1. „Ecce Homo!“ – „Seht, der Mensch!“ (Joh 19,5) ruft der römische Statthalter Pontius Pilatus angesichts des zerschlagenen und als Witzkönig verspotteten Jesus. Und er sagt damit mehr als er will: „Da, der Mensch! So ist der Mensch. So seid Ihr und so geht Ihr miteinander um!“ Jesus zeigt uns den Menschen, der an den anderen, an sich selbst, an der gefallenen Schöpfung leidet. Er zeigt uns den von Gott gewürdigten und von Menschen entwürdigten Menschen, von dessen Königswürde nur noch eine Spottverkleidung übrig geblieben ist. Und er zeigt uns den Menschen in der Sünde, den verfluchten und von Gott getrennten Menschen. Und die Antwort der Masse lässt nicht auf sich warten: Er muss weg! „Ans Kreuz mit ihm!“

2. „Ecce servus meus“ – „Seht, mein Knecht“, beginnt die erste Lesung vom Karfreitag, das Vierte Lied vom Gottesknecht (Jes 52,13-53,12), in dem der Prophet Jesaja 400 v. Chr. das Schicksal des Gottesknechtes beschreibt. Die Christen haben darin eine Vorausschau des Schicksals Jesu gesehen, der von den Menschen gequält, entstellt und ermordet wird. Er verbindet sich in seinem Leiden mit der Krankheit, dem Schmerz und der Schuld der Welt und gibt sich dafür her, sie sich mit allen Folgen antun zu lassen, um sie zu Gott zu tragen. Ihn lässt Gott nicht im Tod, sondern rettet ihn – und damit auch alle, die ihrerseits zugelassen haben, dass er sich ihr Leiden, ihren Schmerz und ihre Schuld zu eigen macht.

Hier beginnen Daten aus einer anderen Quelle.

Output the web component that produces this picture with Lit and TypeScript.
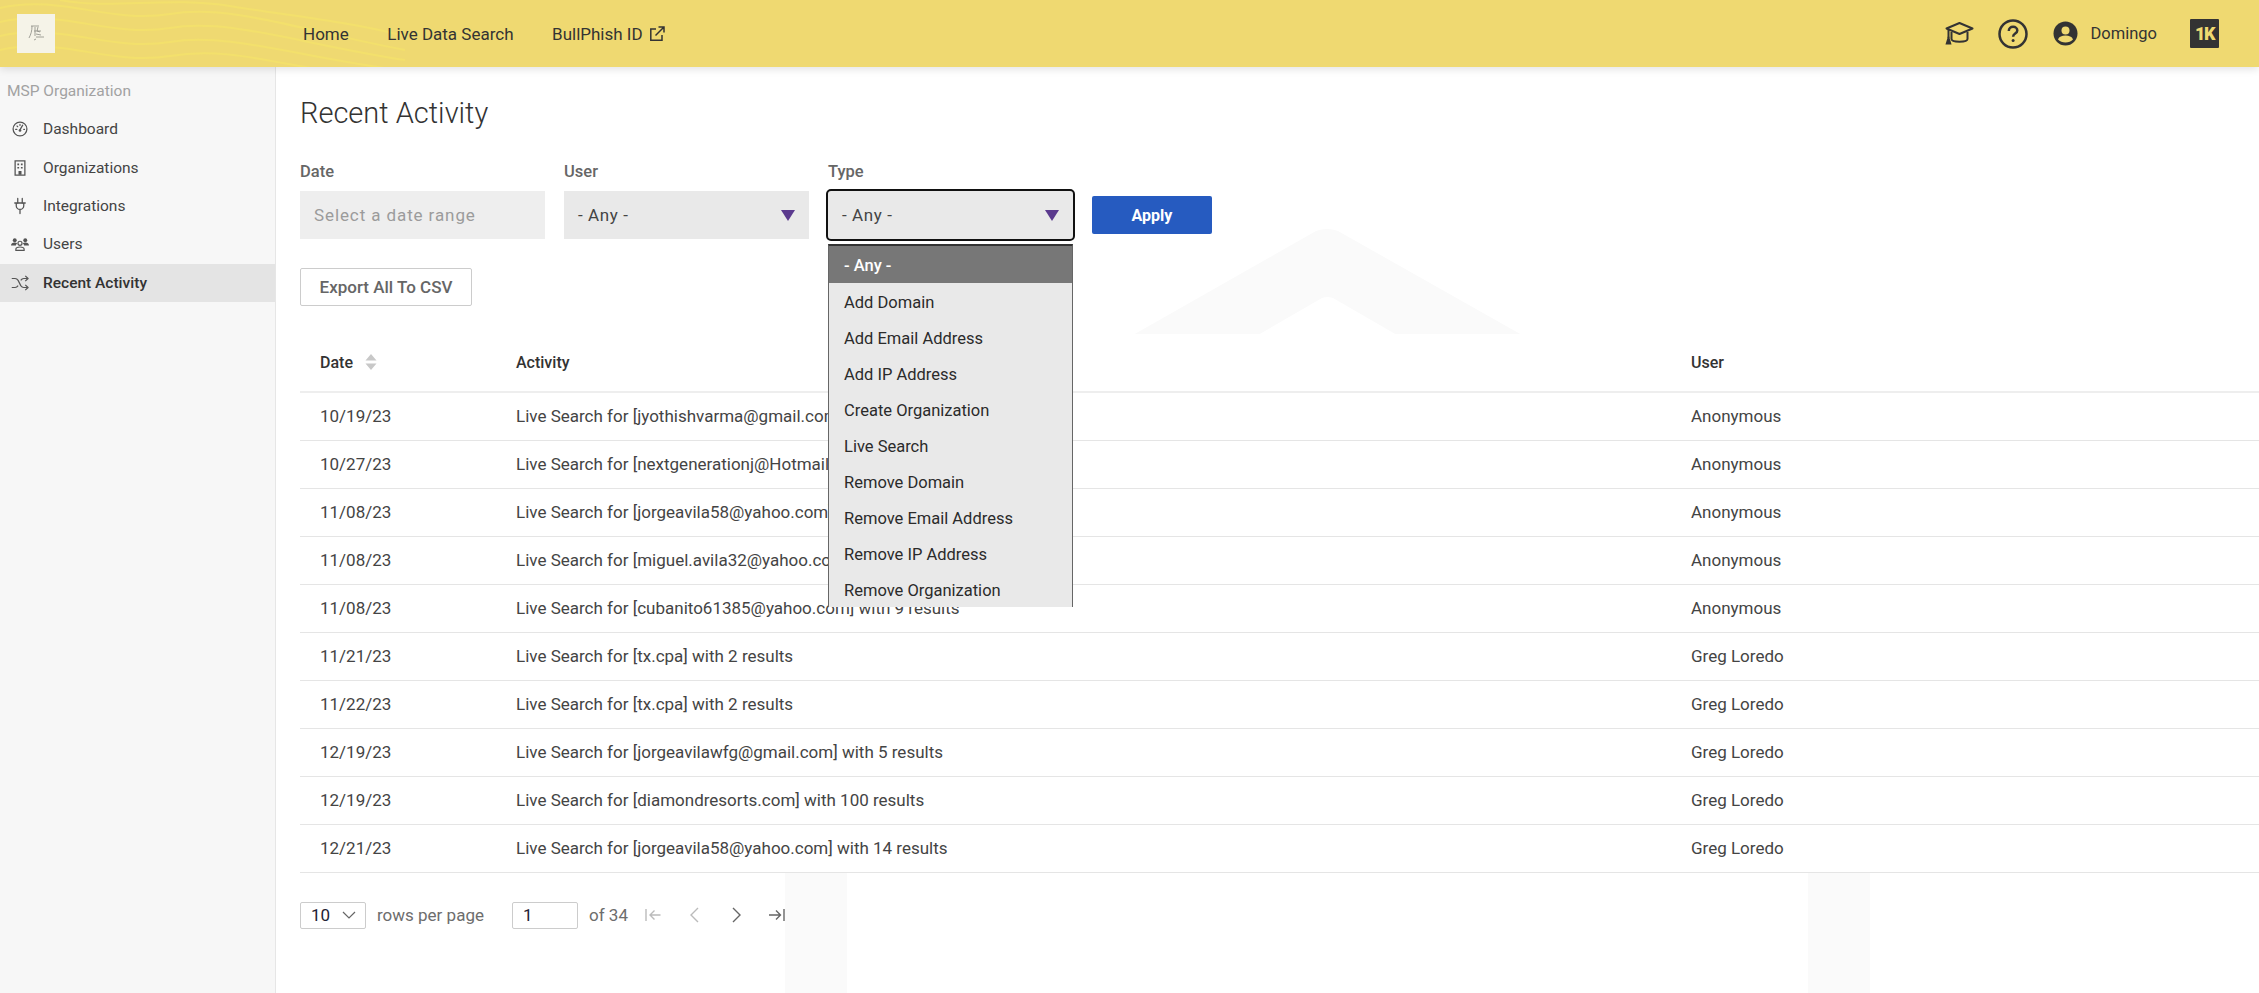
import { LitElement, html, css, svg } from "lit";
import { customElement } from "lit/decorators.js";

const NAV_ICONS = {
  dashboard: svg`<circle cx="12" cy="12" r="9.200" fill="none" stroke="currentColor" stroke-width="1.700"/><path d="M12 13l3.500-6" fill="none" stroke="currentColor" stroke-width="1.900" stroke-linecap="round"/><circle cx="12" cy="14" r="1.800" fill="currentColor"/><path d="M6.200 12.500h1.600M8 8l1 1M12 5.600v1.600M17 12.500h1" stroke="currentColor" stroke-width="1.500" stroke-linecap="round"/>`,
  org: svg`<path d="M5.500 2.500h13v19h-13z" fill="none" stroke="currentColor" stroke-width="1.700"/><path d="M8.500 6h2.300v2.300H8.500zM13.200 6h2.300v2.300h-2.300zM8.500 10.500h2.300v2.300H8.500zM13.200 10.500h2.300v2.300h-2.300zM10 16h4v5h-4z" fill="currentColor"/>`,
  plug: svg`<path d="M9 2v6M15 2v6" stroke="currentColor" stroke-width="1.700" stroke-linecap="round"/><path d="M5 8h14M7 8v3.500a5 5 0 0 0 10 0V8M12 16.500V22" fill="none" stroke="currentColor" stroke-width="1.700" stroke-linecap="round"/>`,
  users: svg`<circle cx="5" cy="7" r="2.600" fill="currentColor"/><circle cx="19" cy="7" r="2.600" fill="currentColor"/><path d="M0 14c0-2.600 2-4 5-4 1.500 0 2.500.3 3.300 1-1 .8-1.600 1.800-1.800 3zM24 14c0-2.600-2-4-5-4-1.500 0-2.500.3-3.300 1 1 .8 1.600 1.800 1.800 3z" fill="currentColor"/><circle cx="12" cy="11" r="2.700" fill="none" stroke="currentColor" stroke-width="1.600"/><path d="M6.500 20.500v-1.500c0-2 2.200-3 5.500-3s5.500 1 5.500 3v1.500z" fill="none" stroke="currentColor" stroke-width="1.600"/>`,
  shuffle: svg`<path d="M1 6h4.500c2 0 3 1 4 2.500l3.500 7c1 1.500 2 2.500 4 2.500H22M1 18h4.500c2 0 3-1 4-2.500M13 8.500c1-1.500 2-2.500 4-2.500h5" fill="none" stroke="currentColor" stroke-width="1.600"/><path d="M19 2.500L22.800 6 19 9.500M19 14.500l3.800 3.500-3.800 3.500" fill="none" stroke="currentColor" stroke-width="1.600" stroke-linejoin="round"/>`,
};

const SIDE_ITEMS = [
  { label: "Dashboard", icon: "dashboard" },
  { label: "Organizations", icon: "org" },
  { label: "Integrations", icon: "plug" },
  { label: "Users", icon: "users" },
  { label: "Recent Activity", icon: "shuffle", active: true },
];

const TYPES = [
  "- Any -",
  "Add Domain",
  "Add Email Address",
  "Add IP Address",
  "Create Organization",
  "Live Search",
  "Remove Domain",
  "Remove Email Address",
  "Remove IP Address",
  "Remove Organization",
];

const ROWS = [
  ["10/19/23", "Live Search for [jyothishvarma@gmail.com] with 3 results", "Anonymous"],
  ["10/27/23", "Live Search for [nextgenerationj@Hotmail.com] with 4 results", "Anonymous"],
  ["11/08/23", "Live Search for [jorgeavila58@yahoo.com] with 14 results", "Anonymous"],
  ["11/08/23", "Live Search for [miguel.avila32@yahoo.com] with 2 results", "Anonymous"],
  ["11/08/23", "Live Search for [cubanito61385@yahoo.com] with 9 results", "Anonymous"],
  ["11/21/23", "Live Search for [tx.cpa] with 2 results", "Greg Loredo"],
  ["11/22/23", "Live Search for [tx.cpa] with 2 results", "Greg Loredo"],
  ["12/19/23", "Live Search for [jorgeavilawfg@gmail.com] with 5 results", "Greg Loredo"],
  ["12/19/23", "Live Search for [diamondresorts.com] with 100 results", "Greg Loredo"],
  ["12/21/23", "Live Search for [jorgeavila58@yahoo.com] with 14 results", "Greg Loredo"],
];

@customElement("app-root")
export class AppRoot extends LitElement {
  static styles = css`
    :host {
      display: flex;
      flex-direction: column;
      height: 993px;
      overflow: hidden;
      font-family: Roboto, "Liberation Sans", sans-serif;
      font-size: 17px;
      color: #3a3a3a;
      background: #fff;
    }

    .topbar {
      position: relative;
      z-index: 2;
      flex: none;
      height: 67px;
      display: flex;
      align-items: center;
      background: #efd971;
      box-shadow: 0 2px 8px rgba(0, 0, 0, 0.12);
      color: #333;
    }
    .waves {
      position: absolute;
      left: 0;
      top: 0;
      width: 410px;
      height: 67px;
    }
    .logo {
      position: relative;
      flex: none;
      width: 38px;
      height: 39px;
      margin-left: 17px;
      background: #f5f3e8;
      display: flex;
      align-items: center;
      justify-content: center;
    }
    .toplinks {
      position: relative;
      display: flex;
      gap: 38.500px;
      margin-left: 248px;
    }
    .toplinks a {
      display: flex;
      align-items: center;
      gap: 6px;
    }
    .topright {
      margin-left: auto;
      display: flex;
      align-items: center;
      margin-right: 40px;
    }
    .domingo {
      font-size: 16.500px;
      margin-left: 12px;
      margin-right: 33px;
    }
    .onek {
      width: 29px;
      height: 29px;
      background: #333;
      border-radius: 1px;
      color: #efd971;
      font-weight: 900;
      font-size: 18px;
      letter-spacing: -1.500px;
      display: flex;
      align-items: center;
      justify-content: center;
    }

    .body {
      flex: 1;
      display: flex;
      min-height: 0;
    }
    .sidebar {
      flex: none;
      box-sizing: border-box;
      width: 276px;
      background: #f7f7f7;
      border-right: 1px solid #e6e6e6;
      font-size: 15.500px;
    }
    .orgname {
      padding: 14px 0 9px 7px;
      line-height: 20px;
      color: #a2a2a2;
    }
    .sideitem {
      height: 38.400px;
      display: flex;
      align-items: center;
      padding-left: 11px;
      color: #444;
    }
    .sideitem svg {
      flex: none;
      width: 18px;
      height: 18px;
      color: #555;
      margin-right: 14px;
    }
    .sideitem.active {
      background: #e4e4e4;
      font-weight: 500;
      color: #333;
    }

    main {
      position: relative;
      flex: 1;
      min-width: 0;
      padding-left: 24px;
    }
    .watermark {
      position: absolute;
      left: 0;
      top: 0;
      width: 100%;
      height: 100%;
    }
    h1 {
      position: relative;
      margin: 26px 0 0;
      font-size: 29px;
      line-height: 40px;
      font-weight: 300;
      color: #333;
    }
    .filters {
      position: relative;
      z-index: 1;
      display: flex;
      align-items: flex-end;
      gap: 19px;
      margin-top: 29px;
    }
    .field {
      position: relative;
    }
    .field label {
      display: block;
      font-size: 16.500px;
      font-weight: 500;
      color: #666;
      line-height: 20px;
      margin-bottom: 9px;
    }
    .control {
      position: relative;
      box-sizing: border-box;
      width: 245px;
      height: 48px;
      padding: 0 14px;
      display: flex;
      align-items: center;
      background: #e9e9e9;
      letter-spacing: 0.600px;
      color: #444;
    }
    .control.date {
      background: #eeeeee;
      color: #9b9b9b;
      letter-spacing: 0.900px;
    }
    .control.focus {
      outline: 2px solid #111;
      border-radius: 3px;
    }
    .arrow {
      margin-left: auto;
      width: 0;
      height: 0;
      border-left: 7px solid transparent;
      border-right: 7px solid transparent;
      border-top: 11px solid #5b3a8e;
    }
    .menu {
      position: absolute;
      z-index: 3;
      left: 0;
      top: 53px;
      box-sizing: border-box;
      width: 245px;
      height: 363px;
      overflow: hidden;
      background: #e9e9e9;
      border: 1px solid #666;
      border-top: 2px solid #333;
      border-bottom: 0;
      letter-spacing: 0;
    }
    .menu div {
      height: 36px;
      line-height: 40px;
      padding-left: 15px;
      font-size: 16.500px;
      color: #2b2b2b;
    }
    .menu div:first-child {
      height: 37px;
      background: #777;
      color: #fff;
      font-weight: 500;
    }
    .apply {
      width: 120px;
      height: 38px;
      margin-bottom: 5px;
      background: #265bc0;
      border-radius: 2px;
      color: #fff;
      font-size: 16px;
      font-weight: 700;
      display: flex;
      align-items: center;
      justify-content: center;
    }
    .export {
      position: relative;
      box-sizing: border-box;
      width: 172px;
      height: 38px;
      margin-top: 29px;
      border: 1px solid #ccc;
      border-radius: 2px;
      background: #fff;
      font-weight: 500;
      color: #666;
      display: flex;
      align-items: center;
      justify-content: center;
    }

    table {
      position: relative;
      width: 100%;
      margin-top: 28px;
      border-collapse: collapse;
      table-layout: fixed;
      background: #fff;
    }
    th {
      height: 57px;
      padding: 0 0 0 20px;
      text-align: left;
      font-size: 16px;
      font-weight: 500;
      color: #333;
      border-bottom: 2px solid #eee;
    }
    td {
      box-sizing: border-box;
      height: 48px;
      padding: 0 0 1px 20px;
      color: #444;
      border-bottom: 1px solid #e5e5e5;
    }
    .sort {
      display: inline-block;
      vertical-align: -2px;
      margin-left: 12px;
    }

    .pager {
      position: relative;
      display: flex;
      align-items: center;
      height: 27px;
      margin-top: 29px;
      color: #6d6d6d;
    }
    .box {
      box-sizing: border-box;
      height: 27px;
      width: 66px;
      padding-left: 10px;
      border: 1px solid #ccc;
      border-radius: 2px;
      display: flex;
      align-items: center;
      color: #223;
    }
    .box svg {
      margin-left: 12px;
    }
    .rows {
      width: 106px;
      margin: 0 29px 0 11px;
      white-space: nowrap;
    }
    .ofn {
      width: 38px;
      margin-left: 11px;
      margin-right: 18px;
      white-space: nowrap;
    }
    .pager .pg {
      flex: none;
      display: block;
    }
    .strip {
      position: absolute;
      top: 806px;
      bottom: 0;
      width: 62px;
      background: #fafafa;
    }
    .strip.left {
      left: 509px;
    }
    .strip.right {
      left: 1532px;
    }
  `;

  private navIcon(name: keyof typeof NAV_ICONS) {
    return html`<svg viewBox="0 0 24 24">${NAV_ICONS[name]}</svg>`;
  }

  render() {
    return html`
      <header class="topbar">
        <svg class="waves" viewBox="0 0 410 67" preserveAspectRatio="none" fill="none" stroke="#f3e06c" stroke-width="2">
          <path d="M0 8C60 -6 110 24 170 14S300 30 405 50" />
          <path d="M0 22C60 8 110 38 170 28S300 44 405 60" />
          <path d="M0 36C60 22 110 52 170 42S300 58 400 70" />
          <path d="M0 50C60 36 110 66 170 56S280 66 340 72" />
          <path d="M60 0C110 10 170 -4 230 6S340 20 405 36" />
        </svg>
        <div class="logo">
          <svg width="20" height="20" viewBox="0 0 20 20" fill="none" stroke="#8a8a84" stroke-width="0.800">
            <path d="M5 2h8M6 2c0 5-1 8-3 12M9 3v9M12 3l-1 4 3 1M8 7h7M10 10l5 1M10 13h8M8 16l2-1" />
          </svg>
        </div>
        <nav class="toplinks">
          <a>Home</a>
          <a>Live Data Search</a>
          <a>
            BullPhish ID
            <svg width="16" height="16" viewBox="0 0 16 16" fill="none" stroke="#333" stroke-width="1.500">
              <path d="M7 3H1.800v11.200H13V9M6.500 9.500L14.500 1.500M9.500 1h5.500v5.500" />
            </svg>
          </a>
        </nav>
        <div class="topright">
          <svg width="29" height="26" viewBox="0 0 29 26" fill="none" stroke="#333" stroke-width="2" style="margin-right:24px">
            <path d="M14.500 2L27.500 7.500 14.500 13 1.500 7.500z" stroke-linejoin="round" />
            <path d="M6.500 11v7c0 3.500 16 3.500 16 0v-7M3.500 9v8" />
            <path d="M1.800 22.500l1.700-5.500 1.700 5.500z" fill="#333" />
          </svg>
          <svg width="30" height="30" viewBox="0 0 30 30" fill="none" stroke="#333" stroke-width="2.500" style="margin-right:25px">
            <circle cx="15" cy="15" r="13.500" />
            <path d="M10.800 12c0-2.700 1.900-4.200 4.300-4.200s4.200 1.500 4.200 3.700c0 3.200-4.200 3-4.200 6.200" />
            <circle cx="15.100" cy="21.500" r="1.500" fill="#333" stroke="none" />
          </svg>
          <svg width="25" height="25" viewBox="0 0 25 25">
            <circle cx="12.500" cy="12.500" r="12" fill="#333" />
            <circle cx="12.500" cy="9.500" r="4" fill="#efd971" />
            <path d="M5 18.500c1-3 4-4 7.500-4s6.500 1 7.500 4c-1.800 2-4.500 3-7.500 3s-5.700-1-7.500-3z" fill="#efd971" />
          </svg>
          <span class="domingo">Domingo</span>
          <div class="onek">1K</div>
        </div>
      </header>
      <div class="body">
        <aside class="sidebar">
          <div class="orgname">MSP Organization</div>
          ${SIDE_ITEMS.map(
            (it) => html`<div class="sideitem ${it.active ? "active" : ""}">
              ${this.navIcon(it.icon as keyof typeof NAV_ICONS)}${it.label}
            </div>`
          )}
        </aside>
        <main>
          <svg class="watermark">
            <path
              d="M857 268L1040 164Q1051 160 1062 164L1246 268H1121L1057 231Q1051 229 1046 231L982 268z"
              fill="#fafafa"
            />
          </svg>
          <div class="strip left"></div>
          <div class="strip right"></div>
          <h1>Recent Activity</h1>
          <div class="filters">
            <div class="field">
              <label>Date</label>
              <div class="control date">Select a date range</div>
            </div>
            <div class="field">
              <label>User</label>
              <div class="control">- Any -<span class="arrow"></span></div>
            </div>
            <div class="field">
              <label>Type</label>
              <div class="control focus">
                - Any -<span class="arrow"></span>
                <div class="menu">${TYPES.map((t) => html`<div>${t}</div>`)}</div>
              </div>
            </div>
            <div class="apply">Apply</div>
          </div>
          <div class="export">Export All To CSV</div>
          <table>
            <colgroup>
              <col style="width:196px" />
              <col style="width:1175px" />
              <col />
            </colgroup>
            <thead>
              <tr>
                <th>
                  Date<svg class="sort" width="12" height="16" viewBox="0 0 12 16" fill="#c8c8c8">
                    <path d="M6 0l5.500 6.500H.5zM6 16l5.500-6.500H.5z" />
                  </svg>
                </th>
                <th>Activity</th>
                <th>User</th>
              </tr>
            </thead>
            <tbody>
              ${ROWS.map((r) => html`<tr><td>${r[0]}</td><td>${r[1]}</td><td>${r[2]}</td></tr>`)}
            </tbody>
          </table>
          <div class="pager">
            <div class="box">
              10
              <svg width="14" height="8" viewBox="0 0 14 8" fill="none" stroke="#666" stroke-width="1.200">
                <path d="M1 1l6 6 6-6" />
              </svg>
            </div>
            <span class="rows">rows per page</span>
            <div class="box">1</div>
            <span class="ofn">of 34</span>
            <svg class="pg" width="17" height="14" viewBox="0 0 17 14" fill="none" stroke="#bbb" stroke-width="1.400" style="margin-right:27px">
              <path d="M1 1v12M15.500 7H5M9.500 2.500L5 7l4.500 4.500" />
            </svg>
            <svg class="pg" width="10" height="16" viewBox="0 0 10 16" fill="none" stroke="#bbb" stroke-width="1.400" style="margin-right:33px">
              <path d="M9 1L2 8l7 7" />
            </svg>
            <svg class="pg" width="10" height="16" viewBox="0 0 10 16" fill="none" stroke="#666" stroke-width="1.400" style="margin-right:27px">
              <path d="M1 1l7 7-7 7" />
            </svg>
            <svg class="pg" width="16" height="14" viewBox="0 0 16 14" fill="none" stroke="#666" stroke-width="1.400">
              <path d="M0 7h11M7 2.500L11.500 7 7 11.500M15 1v12" />
            </svg>
          </div>
        </main>
      </div>
    `;
  }
}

3. „Ecce lignum crucis!“ – „Seht, das Holz des Kreuzes!“ Nach dem Ecce homo und dem Ecce servus meus enthüllt die Kirche in der Karfreitagsliturgie das Kreuz, um das Hinsehen neu zu lernen. Dreimal ruft sie: „Ecce lignum crucis – Seht das Holz des Kreuzes, an dem der Herr gehangen, das Heil der Welt. Kommt, lasset uns anbeten!“ Das Kreuz ist der Ort der Verlorenheit des Menschen, bis zu dem die Suche Gottes nach dem Verlorenen geht. Hier ist der Ort, an dem Christus, „das Heil der Welt“, das Verlorene findet und rettet, indem er selbst zum Verlorenen wird, sich mit den Leidenden und Verlorenen aller Zeiten und Orte verbindet und so die Verlorenheit des Menschen zu seinem Ort, zu seiner Stelle macht.

Hier ist schließlich die Stelle, an der der Vater den Sohn und die mit ihm Verbundenen nicht in der Verlorenheit lässt. Er weckt sie auf in das Leben der Gefundenen, in das Leben der mit ihm Suchenden, in das Leben, über das der Tod keine Macht mehr hat.

„Seht das Lamm Gottes!“, sagt Johannes der Täufer. Deshalb bitte ich an diesen heiligen Tagen um einen verstehenden und liebenden Blick von Herz und Verstand, von Seele und Leib, damit ich Jesus immer mehr sehen lerne – in Seiner Hingabe, in meinem Nächsten und an jedem Ort, an dem er unsere Verlorenheit zu seiner macht.